L’OCDE reviendra longuement sur cet épisode dans un rapport sur la gouvernance des sociétés dans le monde, publié en 2013. Les rapporteurs écrivent à ce propos : « L’acheteur et l’investisseur étranger ont enfreint la loi brésilienne (…) Le CMV (autorité boursière brésilienne) a découvert que Vivendi avait délibérément fait une déclaration frauduleuse et a prouvé que le groupe était parfaitement conscient des caractéristiques de ces contrats. Car un autre investisseur financier, trouvé par le CVM, a joué un rôle dans cette fraude. Les deux parties ont été accusées de fraude et manipulation de marché. » Le rapport indique que les parties mises en cause ont accepté de payer une amende de 80 millions de dollars pour mettre un terme à la procédure engagée par les autorités boursières. Ce qui au passage souligne le caractère dérisoire des sanctions infligées par l’Autorité des marchés financiers (AMF), limitées à un maximum de 1,5 million d’euros en cas de manquement à la réglementation boursière.
En 2012, Jean-Bernard Lévy quittait la présidence de Vivendi, avec un chèque de 4 millions d’euros d’indemnités en poche, au terme d’une révolution de palais.
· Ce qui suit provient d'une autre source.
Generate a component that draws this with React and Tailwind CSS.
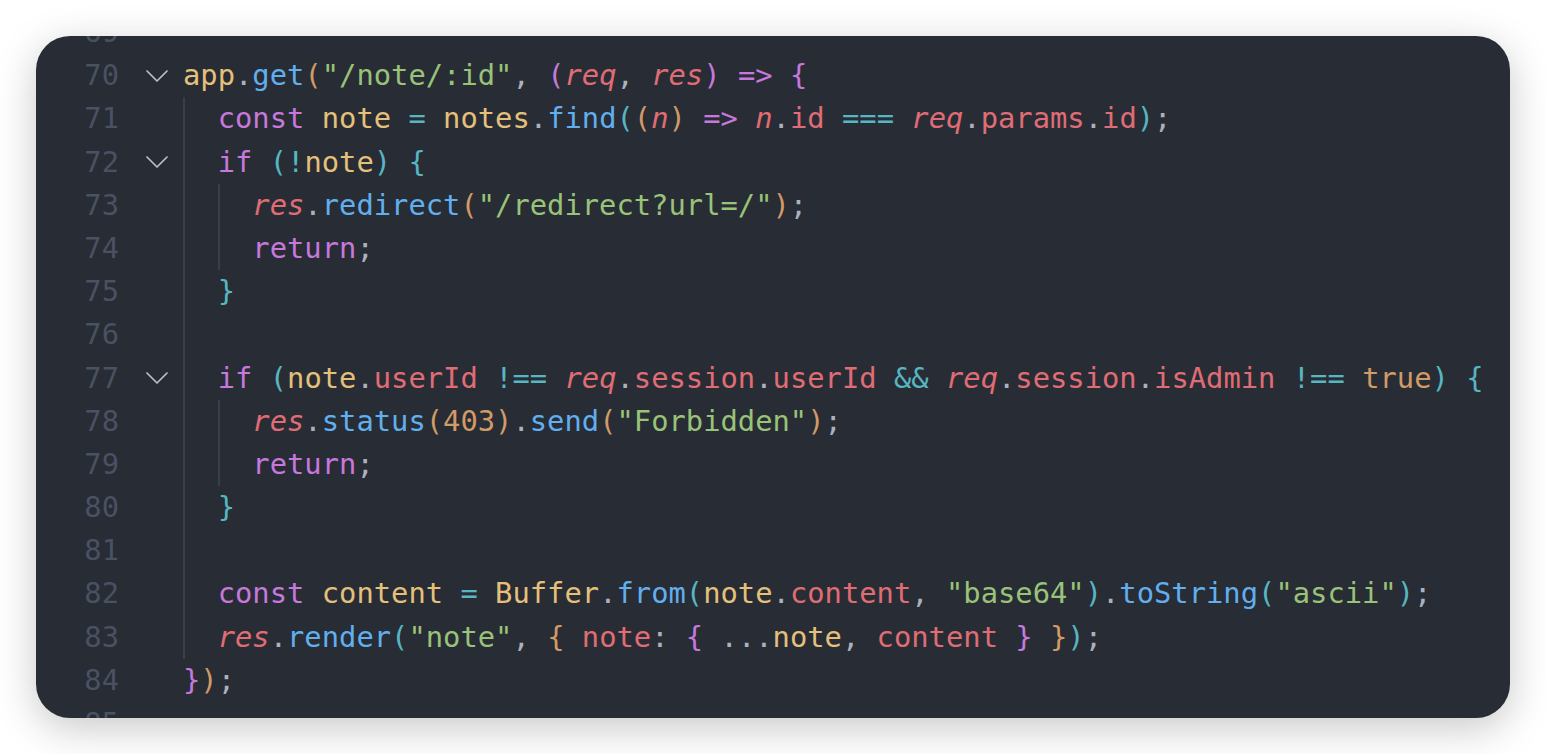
const C = {
    y: "text-[#e5c07b]",
    b: "text-[#61afef]",
    g: "text-[#98c379]",
    r: "text-[#e06c75]",
    p: "text-[#c678dd]",
    c: "text-[#56b6c2]",
    o: "text-[#d19a66]",
    w: "text-[#abb2bf]",
    i: "text-[#e06c75] italic",
};

const S = [" ", "w"];

const lines = [
    { n: 69, level: 0, tokens: [] },
    {
        n: 70,
        fold: true,
        level: 0,
        tokens: [
            ["app", "y"], [".", "w"], ["get", "b"], ["(", "o"], ['"/note/:id"', "g"], [", ", "w"],
            ["(", "p"], ["req", "i"], [", ", "w"], ["res", "i"], [")", "p"], S, ["=>", "p"], S, ["{", "p"],
        ],
    },
    {
        n: 71,
        level: 1,
        tokens: [
            ["const", "p"], S, ["note", "y"], S, ["=", "c"], S, ["notes", "y"], [".", "w"], ["find", "b"],
            ["(", "c"], ["(", "o"], ["n", "i"], [")", "o"], S, ["=>", "p"], S, ["n", "i"], [".", "w"],
            ["id", "r"], S, ["===", "c"], S, ["req", "i"], [".", "w"], ["params", "r"], [".", "w"],
            ["id", "r"], [")", "c"], [";", "w"],
        ],
    },
    {
        n: 72,
        fold: true,
        level: 1,
        tokens: [["if", "p"], S, ["(", "c"], ["!", "c"], ["note", "y"], [")", "c"], S, ["{", "c"]],
    },
    {
        n: 73,
        level: 2,
        tokens: [["res", "i"], [".", "w"], ["redirect", "b"], ["(", "o"], ['"/redirect?url=/"', "g"], [")", "o"], [";", "w"]],
    },
    { n: 74, level: 2, tokens: [["return", "p"], [";", "w"]] },
    { n: 75, level: 1, tokens: [["}", "c"]] },
    { n: 76, level: 1, tokens: [] },
    {
        n: 77,
        fold: true,
        level: 1,
        tokens: [
            ["if", "p"], S, ["(", "c"], ["note", "y"], [".", "w"], ["userId", "r"], S, ["!==", "c"], S,
            ["req", "i"], [".", "w"], ["session", "r"], [".", "w"], ["userId", "r"], S, ["&&", "c"], S,
            ["req", "i"], [".", "w"], ["session", "r"], [".", "w"], ["isAdmin", "r"], S, ["!==", "c"], S,
            ["true", "o"], [")", "c"], S, ["{", "c"],
        ],
    },
    {
        n: 78,
        level: 2,
        tokens: [
            ["res", "i"], [".", "w"], ["status", "b"], ["(", "o"], ["403", "o"], [")", "o"], [".", "w"],
            ["send", "b"], ["(", "o"], ['"Forbidden"', "g"], [")", "o"], [";", "w"],
        ],
    },
    { n: 79, level: 2, tokens: [["return", "p"], [";", "w"]] },
    { n: 80, level: 1, tokens: [["}", "c"]] },
    { n: 81, level: 1, tokens: [] },
    {
        n: 82,
        level: 1,
        tokens: [
            ["const", "p"], S, ["content", "y"], S, ["=", "c"], S, ["Buffer", "y"], [".", "w"], ["from", "b"],
            ["(", "c"], ["note", "y"], [".", "w"], ["content", "r"], [", ", "w"], ['"base64"', "g"], [")", "c"],
            [".", "w"], ["toString", "b"], ["(", "c"], ['"ascii"', "g"], [")", "c"], [";", "w"],
        ],
    },
    {
        n: 83,
        level: 1,
        tokens: [
            ["res", "i"], [".", "w"], ["render", "b"], ["(", "c"], ['"note"', "g"], [", ", "w"], ["{", "o"], S,
            ["note", "r"], [":", "w"], S, ["{", "p"], S, ["...", "w"], ["note", "y"], [", ", "w"],
            ["content", "r"], S, ["}", "p"], S, ["}", "o"], [")", "c"], [";", "w"],
        ],
    },
    { n: 84, level: 0, tokens: [["}", "p"], [")", "o"], [";", "w"]] },
    { n: 85, level: 0, tokens: [] },
];

const Chevron = () => (
    <svg width="24" height="14" viewBox="0 0 24 14" fill="none">
        <polyline
            points="2,2 12,12 22,2"
            stroke="#b9bec7"
            strokeWidth="1.7"
            strokeLinecap="round"
            strokeLinejoin="round"
        />
    </svg>
);

const CodeLine = ({ line }) => (
    <div className="flex h-[43.2px] leading-[43.2px]">
        <div className="w-[83px] shrink-0 text-right text-[#495162]">{line.n}</div>
        <div className="w-[64px] shrink-0 flex items-center pl-[26px]">
            {line.fold && <Chevron />}
        </div>
        <div className="flex flex-1 whitespace-pre">
            {Array.from({ length: line.level }).map((_, k) => (
                <span key={k} className="w-[2ch] shrink-0 self-stretch border-l-2 border-[#3a3e48]" />
            ))}
            <span>
                {line.tokens.map(([text, color], k) => (
                    <span key={k} className={C[color]}>
                        {text}
                    </span>
                ))}
            </span>
        </div>
    </div>
);

export default function App() {
    return (
        <div className="min-h-screen bg-white p-[36px]">
            <div
                className="h-[682px] overflow-hidden rounded-[34px] bg-[#282c34] shadow-[0_10px_40px_rgba(0,0,0,0.22)] text-[28.8px]"
                style={{ fontFamily: '"DejaVu Sans Mono", "Liberation Mono", monospace' }}
            >
                <div className="-mt-[25px] flex flex-col">
                    {lines.map((line) => (
                        <CodeLine key={line.n} line={line} />
                    ))}
                </div>
            </div>
        </div>
    );
}
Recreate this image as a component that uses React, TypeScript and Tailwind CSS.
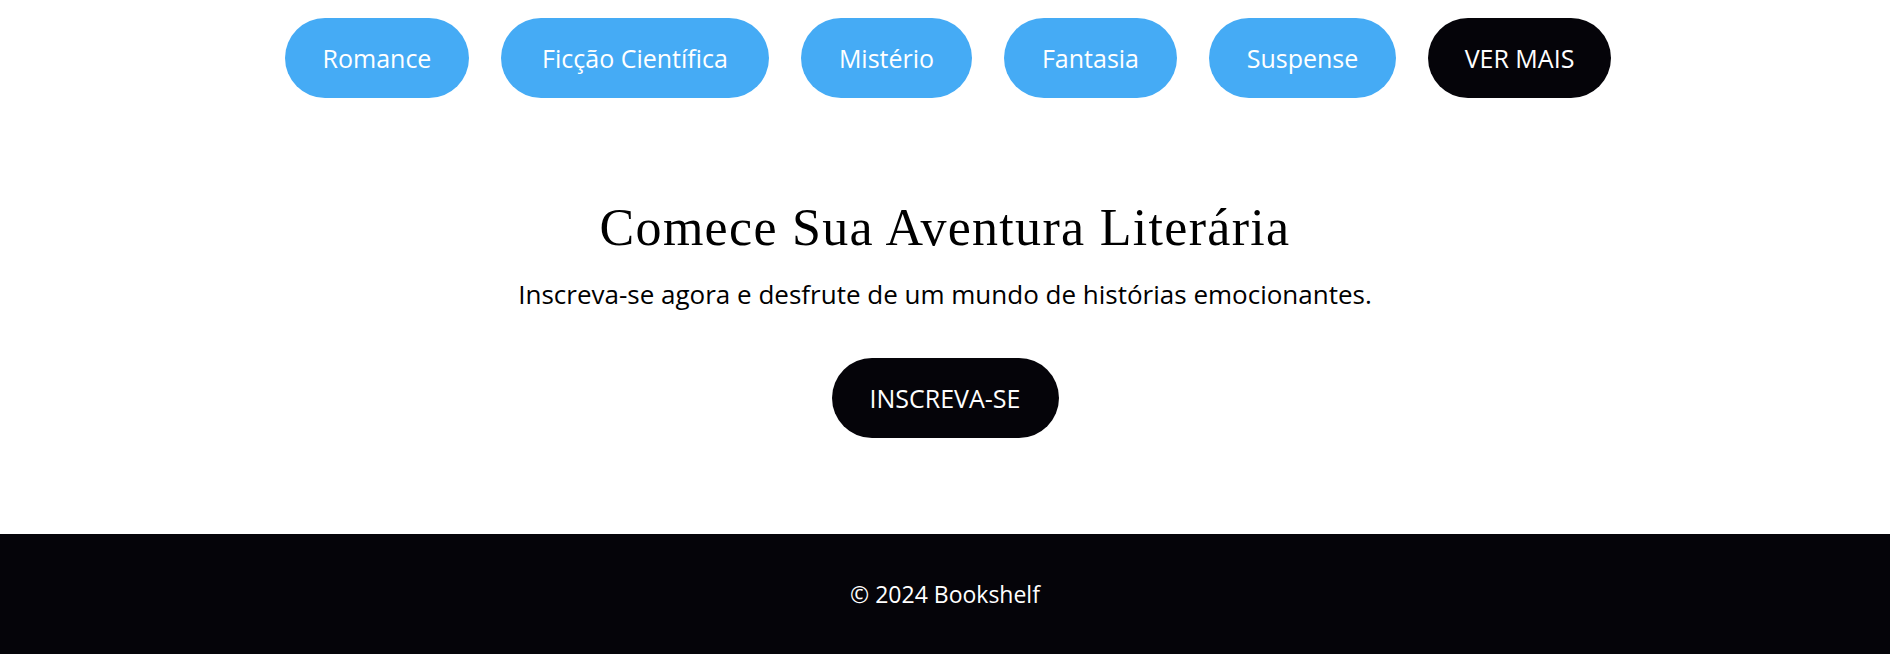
import React from "react";

const genres: { label: string; w: string }[] = [
  { label: "Romance", w: "w-[184px]" },
  { label: "Ficção Científica", w: "w-[268px]" },
  { label: "Mistério", w: "w-[171px]" },
  { label: "Fantasia", w: "w-[173px]" },
  { label: "Suspense", w: "w-[187px]" },
];

export default function App() {
  return (
    <div className="bg-white w-full" style={{ fontFamily: "'Open Sans', 'Noto Sans', sans-serif" }}>
      <section className="flex justify-center gap-[32px] pt-[18px] pl-[6px]">
        {genres.map((g) => (
          <button
            key={g.label}
            className={`${g.w} h-[80px] rounded-full bg-[#45abf5] text-white text-[25px] leading-none`}
          >
            {g.label}
          </button>
        ))}
        <button className="w-[183px] h-[80px] rounded-full bg-[#050409] text-white text-[25px] leading-none">
          VER MAIS
        </button>
      </section>

      <section className="flex flex-col items-center pt-[100px] pb-[96px]">
        <h2
          className="text-[52px] leading-[60px] text-black tracking-[1.3px]"
          style={{ fontFamily: "'Liberation Serif', serif" }}
        >
          Comece Sua Aventura Literária
        </h2>
        <p className="mt-[19px] text-[26px] leading-[34px] text-black">
          Inscreva-se agora e desfrute de um mundo de histórias emocionantes.
        </p>
        <button className="mt-[47px] w-[227px] h-[80px] rounded-full bg-[#050409] text-white text-[25px] leading-none">
          INSCREVA-SE
        </button>
      </section>

      <footer className="bg-[#050409] text-white flex justify-center pt-[42px] pb-[42px]">
        <p className="text-[23px] leading-[36px]">© 2024 Bookshelf</p>
      </footer>
    </div>
  );
}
Quelques mois auparavant, la direction avait elle-même conclu à l’échec de sa stratégie dans une lettre à ses actionnaires, se demandant s’il « fallait garder le périmètre du groupe tel qu’il était ». Vincent Bolloré, principal actionnaire de Vivendi, prenant le pouvoir dans le groupe et poussant dehors la direction restante, a tranché le débat : le groupe a décidé d’abandonner les télécommunications et a vendu ses participations. En septembre 2014, Vivendi a annoncé la vente de la société brésilienne GVT à Telefonica pour 7,2 milliards d’euros, payés en partie en numéraire (4,66 milliards) et en partie en actions (5,7 % du capital de Telecom Italia, autre filiale de Telefonica).
Mais la justice brésilienne n’a pas enterré le dossier. Présenté par l’agence Reuters comme ayant dirigé personnellement l’opération face à Telefonica, Jean-Bernard Lévy, alors président de Vivendi et aujourd’hui président d’EDF, paraît en première ligne dans ce dossier. Régis Turrini, responsable des opérations de fusions-acquisitions du groupe, qui a pris la direction de l’agence des participations de l’État à l’été 2014, est lui aussi visé par la justice brésilienne, tout comme les directeurs financiers du groupe à l’époque et la banque Rothschild qui paraît avoir conçu et favorisé ce montage.
À ce stade, cet épisode soulève plusieurs questions. Les pouvoirs publics étaient-ils informés du dossier GVT et des soupçons de la justice brésilienne, au moment de la nomination des deux anciens responsables de Vivendi à des postes parmi les plus importants du secteur public ? Les pouvoirs publics ne vont-ils pas être tentés d’enterrer le dossier, afin d’éviter de nouveaux remous ?
Mais ce dossier montre aussi l’imbroglio dans lequel se retrouve l’État en acceptant les allers-retours entre privé et public des hauts fonctionnaires. Il serait peut-être temps d’en finir avec cette captation de l’État par une oligarchie et d’inscrire dans la loi qu’une fois que l’on a quitté la fonction publique, il est impossible d’y revenir, quel que soit le poste, ou les circonstances. Il est difficile de croire que tous ces adeptes du système de la porte tambour soient irremplaçables et qu’il n’y ait personne dans tout l’appareil d’État ou dans les entreprises publiques pour exercer ces fonctions.
BOITE NOIREPlusieurs messages ont été laissés depuis le 13 février auprès de l'avocat de Vivendi, Me Olivier Baretelli, pour obtenir sa réaction. En dépit de nos relances, celui-ci n'a pas eu le temps de nous rappeler ou de nous envoyer un courrier. Si cette réaction nous parvient, nous ne manquerons pas de l'inclure dans l'article.